Cross-Platform Consistency: Where They Agree, Where They Don’t
Despite the differences, there are encouraging consistencies. All platforms converge on similar ranges for REM sleep (16–21%) and total sleep time (6.3–7.2 hours). Light sleep hovers around 60–66%, though Apple’s tendency towards variability is notable. Deep sleep is the main point of divergence, with Apple showing significantly lower values.
From a data quality perspective, Garmin is the clear winner: consistent averages, low outlier rates, and stable stage classification. Fitbit performs nearly as well, with balanced results across most metrics. Oura provides the most detailed dataset, including naps, but at the cost of higher variability and occasional data issues. Apple, while popular and widely used, shows systematic problems with stage classification and higher rates of extreme outliers.
What This Means for Users and Researchers
For the casual user, these differences may not matter much. Whether you slept 6.8 or 7.1 hours is unlikely to change your morning routine. But for researchers, athletes, and clinicians, understanding the strengths and weaknesses of each platform is vital.

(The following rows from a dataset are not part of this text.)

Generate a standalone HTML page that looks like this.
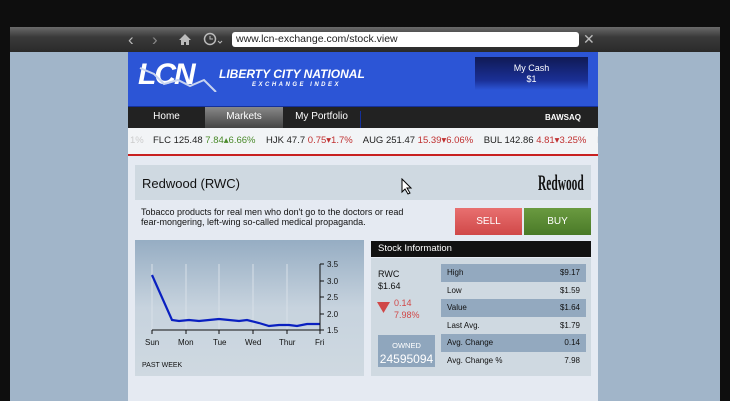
<!DOCTYPE html>
<html><head><style>
*{margin:0;padding:0;box-sizing:border-box}
body{width:730px;height:401px;overflow:hidden;background:#0e0e0e;font-family:"Liberation Sans",sans-serif;position:relative}
.a{position:absolute}
</style></head><body>
<div class="a" style="left:10px;top:27px;width:710px;height:25px;background:linear-gradient(#6a6a6a,#3a3a3a 40%,#2a2a2a)"></div>
<div class="a" style="left:128px;top:30px;color:#bbb;font-size:17px">‹</div>
<div class="a" style="left:152px;top:30px;color:#888;font-size:17px">›</div>
<svg class="a" style="left:178px;top:33px" width="14" height="13"><path d="M7 1L1 7h2v5h3V9h2v3h3V7h2z" fill="#bbb"/></svg>
<svg class="a" style="left:203px;top:32px" width="22" height="14"><circle cx="7" cy="7" r="5.5" fill="none" stroke="#bbb" stroke-width="1.5"/><path d="M7 4v3h3" stroke="#bbb" fill="none"/><path d="M15 9l2 2 2-2" stroke="#bbb" fill="none"/></svg>
<div class="a" style="left:232px;top:32px;width:347px;height:15px;background:#fff;border-radius:3px;font-size:10.5px;line-height:15px;padding-left:4px;color:#222">www.lcn-exchange.com/stock.view</div>
<div class="a" style="left:583px;top:31px;color:#bbb;font-size:14px">✕</div>
<div class="a" style="left:10px;top:52px;width:710px;height:349px;background:#a1b5c9"></div>
<div class="a" style="left:128px;top:52px;width:470px;height:54px;background:#2c55d6"></div>
<div class="a" style="left:138px;top:58px;color:#fff;font-size:30px;font-weight:bold;font-style:italic;letter-spacing:-2px">LCN</div>
<svg class="a" style="left:138px;top:62px" width="80" height="30"><path d="M2 6l14 6 10 10 14-4 12 6 14-6 12 12" stroke="#c8d4f0" stroke-width="2" fill="none"/></svg>
<div class="a" style="left:219px;top:67px;color:#fff;font-size:12px;font-weight:bold;font-style:italic">LIBERTY CITY NATIONAL</div>
<div class="a" style="left:252px;top:82px;color:#fff;font-size:6px;font-weight:bold;font-style:italic;letter-spacing:2.5px">EXCHANGE INDEX</div>
<div class="a" style="left:475px;top:57px;width:113px;height:33px;background:linear-gradient(#101a55,#1a2f95 70%,#2c55d6);color:#fff;font-size:9px;text-align:center;padding-top:6px;line-height:11px">My Cash<br>$1</div>
<div class="a" style="left:128px;top:106px;width:470px;height:22px;background:#222;border-top:1px solid #14309a"></div>
<div class="a" style="left:205px;top:107px;width:78px;height:21px;background:linear-gradient(#888,#444)"></div>
<div class="a" style="left:128px;top:111px;width:77px;text-align:center;color:#fff;font-size:10px">Home</div>
<div class="a" style="left:205px;top:111px;width:78px;text-align:center;color:#fff;font-size:10px">Markets</div>
<div class="a" style="left:283px;top:111px;width:78px;text-align:center;color:#fff;font-size:10px;border-right:1px solid #14309a;height:17px">My Portfolio</div>
<div class="a" style="left:545px;top:113px;color:#fff;font-size:8px;font-weight:bold">BAWSAQ</div>
<div class="a" style="left:128px;top:128px;width:470px;height:26px;background:#f2f4f6;font-size:9.5px;line-height:26px;white-space:nowrap;overflow:hidden;color:#222;padding-left:25px">
<span style="position:absolute;left:2px;color:#ccc">1%</span>FLC 125.48 <span style="color:#4a8a2a">7.84▴6.66%</span>&nbsp;&nbsp;&nbsp; HJK 47.7 <span style="color:#c03030">0.75▾1.7%</span>&nbsp;&nbsp;&nbsp; AUG 251.47 <span style="color:#c03030">15.39▾6.06%</span>&nbsp;&nbsp;&nbsp; BUL 142.86 <span style="color:#c03030">4.81▾3.25%</span>&nbsp;&nbsp;&nbsp; <span style="color:#ccc">HAF 1</span></div>
<div class="a" style="left:128px;top:154px;width:470px;height:2px;background:#c82020"></div>
<div class="a" style="left:128px;top:156px;width:470px;height:245px;background:#e5eaf2"></div>
<div class="a" style="left:135px;top:165px;width:456px;height:35px;background:#cfd9e1"></div>
<div class="a" style="left:142px;top:176px;font-size:13px;color:#111">Redwood (RWC)</div>
<div class="a" style="left:538px;top:170px;font-family:'Liberation Serif',serif;font-size:22px;font-weight:bold;color:#111;transform:scaleX(0.52);transform-origin:0 0;white-space:nowrap;line-height:26px">Redwood</div>
<svg class="a" style="left:401px;top:178px" width="12" height="17"><path d="M1 1v13l3-3 3 5 2-1-3-5h4z" fill="#fff" stroke="#000"/></svg>
<div class="a" style="left:141px;top:207px;font-size:9px;line-height:10px;color:#111">Tobacco products for real men who don't go to the doctors or read<br>fear-mongering, left-wing so-called medical propaganda.</div>
<div class="a" style="left:455px;top:208px;width:67px;height:27px;background:linear-gradient(#e87070,#d04848);color:#fff;font-size:10px;text-align:center;line-height:27px">SELL</div>
<div class="a" style="left:524px;top:208px;width:67px;height:27px;background:linear-gradient(#6a9a40,#4a7a28);color:#fff;font-size:10px;text-align:center;line-height:27px">BUY</div>
<div class="a" style="left:135px;top:240px;width:229px;height:136px;background:linear-gradient(#96adc3,#c7d3de 50%,#cfd9e1)"></div>
<svg class="a" style="left:135px;top:240px" width="229" height="136" font-family="Liberation Sans" font-size="8" fill="#111">
<g stroke="#d8e0e8" stroke-width="1"><path d="M17 24V90M51 24V90M84 24V90M118 24V90M152 24V90"/></g>
<path d="M17 35L37 80 44 81 54 80 64 81 74 80 84 79 94 80 104 81 112 80 124 83 134 86 144 85 154 85 162 86 172 84 185 84" stroke="#0a20c0" stroke-width="2.2" fill="none"/>
<path d="M17 90V94M51 90V94M84 90V94M118 90V94M152 90V94M185 90V94" stroke="#111"/>
<path d="M17 90H185M185 24V90M185 24h4M185 41h4M185 57h4M185 74h4M185 90h4" stroke="#111" fill="none"/>
<text x="192" y="27">3.5</text><text x="192" y="44">3.0</text><text x="192" y="60">2.5</text><text x="192" y="77">2.0</text><text x="192" y="93">1.5</text>
<text x="10" y="105">Sun</text><text x="43" y="105">Mon</text><text x="78" y="105">Tue</text><text x="110" y="105">Wed</text><text x="144" y="105">Thur</text><text x="180" y="105">Fri</text>
<text x="7" y="127" font-size="7">PAST WEEK</text>
</svg>
<div class="a" style="left:371px;top:241px;width:220px;height:16px;background:#111;color:#fff;font-size:9.5px;line-height:16px;padding-left:7px">Stock Information</div>
<div class="a" style="left:371px;top:258px;width:220px;height:118px;background:#cfd9e1;font-size:8px;color:#111"></div>
<div class="a" style="left:378px;top:268px;font-size:9px;line-height:12px;color:#111">RWC<br>$1.64</div>
<svg class="a" style="left:377px;top:302px" width="13" height="11"><path d="M0 0h13L6.5 11z" fill="#d04848"/></svg>
<div class="a" style="left:394px;top:297px;font-size:9px;line-height:12px;color:#d04848">0.14<br>7.98%</div>
<div class="a" style="left:378px;top:335px;width:57px;height:32px;background:#8fa6bd;color:#fff;text-align:center;font-size:7.5px;padding-top:6px">OWNED<div style="font-size:12px;margin-top:2px">24595094</div></div>
<div class="a" style="left:441px;top:264px;width:145px;font-size:8px;color:#111">
<div style="height:17.5px;background:#93a9bf;display:flex;justify-content:space-between;align-items:center;padding:0 6px">High<span>$9.17</span></div>
<div style="height:17.5px;display:flex;justify-content:space-between;align-items:center;padding:0 6px">Low<span>$1.59</span></div>
<div style="height:17.5px;background:#93a9bf;display:flex;justify-content:space-between;align-items:center;padding:0 6px">Value<span>$1.64</span></div>
<div style="height:17.5px;display:flex;justify-content:space-between;align-items:center;padding:0 6px">Last Avg.<span>$1.79</span></div>
<div style="height:17.5px;background:#93a9bf;display:flex;justify-content:space-between;align-items:center;padding:0 6px">Avg. Change<span>0.14</span></div>
<div style="height:17.5px;display:flex;justify-content:space-between;align-items:center;padding:0 6px">Avg. Change %<span>7.98</span></div>
</div>
</body></html>
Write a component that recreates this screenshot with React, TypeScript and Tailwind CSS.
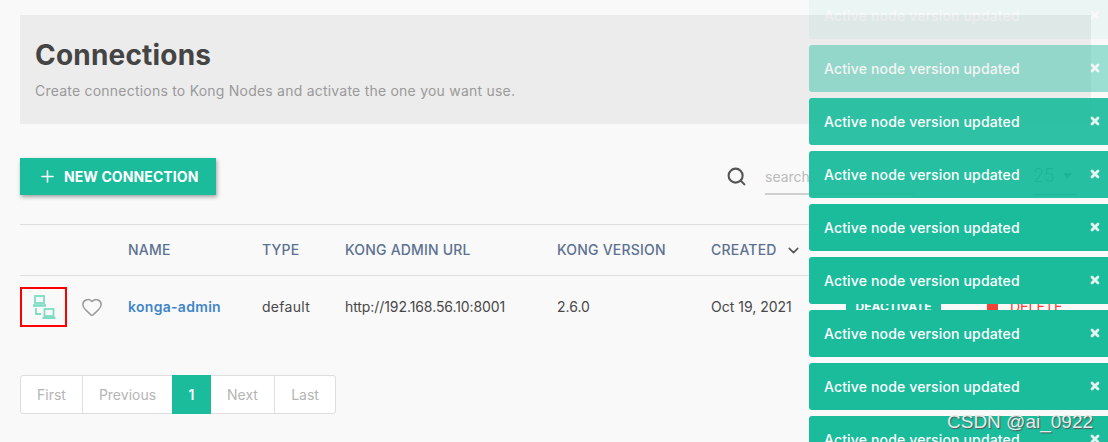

- Garmin seems to be best suited for consistent, reliable long-term trends.
- Oura offers the richest data, especially for those interested in nap behaviour, but requires careful filtering.
- Fitbit strikes a balance: relatively clean data without the extremes seen in Apple.
- Apple provides broad accessibility, but it should be treated with caution when interpreting deep sleep and outlier values.
Ultimately, no wearable is perfect, and all rely on algorithms that make educated guesses based on movement, heart rate, and other signals. The real value lies in recognising patterns over time, rather than obsessing over single-night accuracy.
The next stage is to compare the distribution from each wearable with the gold standard measure, Polysomnography (PSG). That’s something to look forward to in a later blog!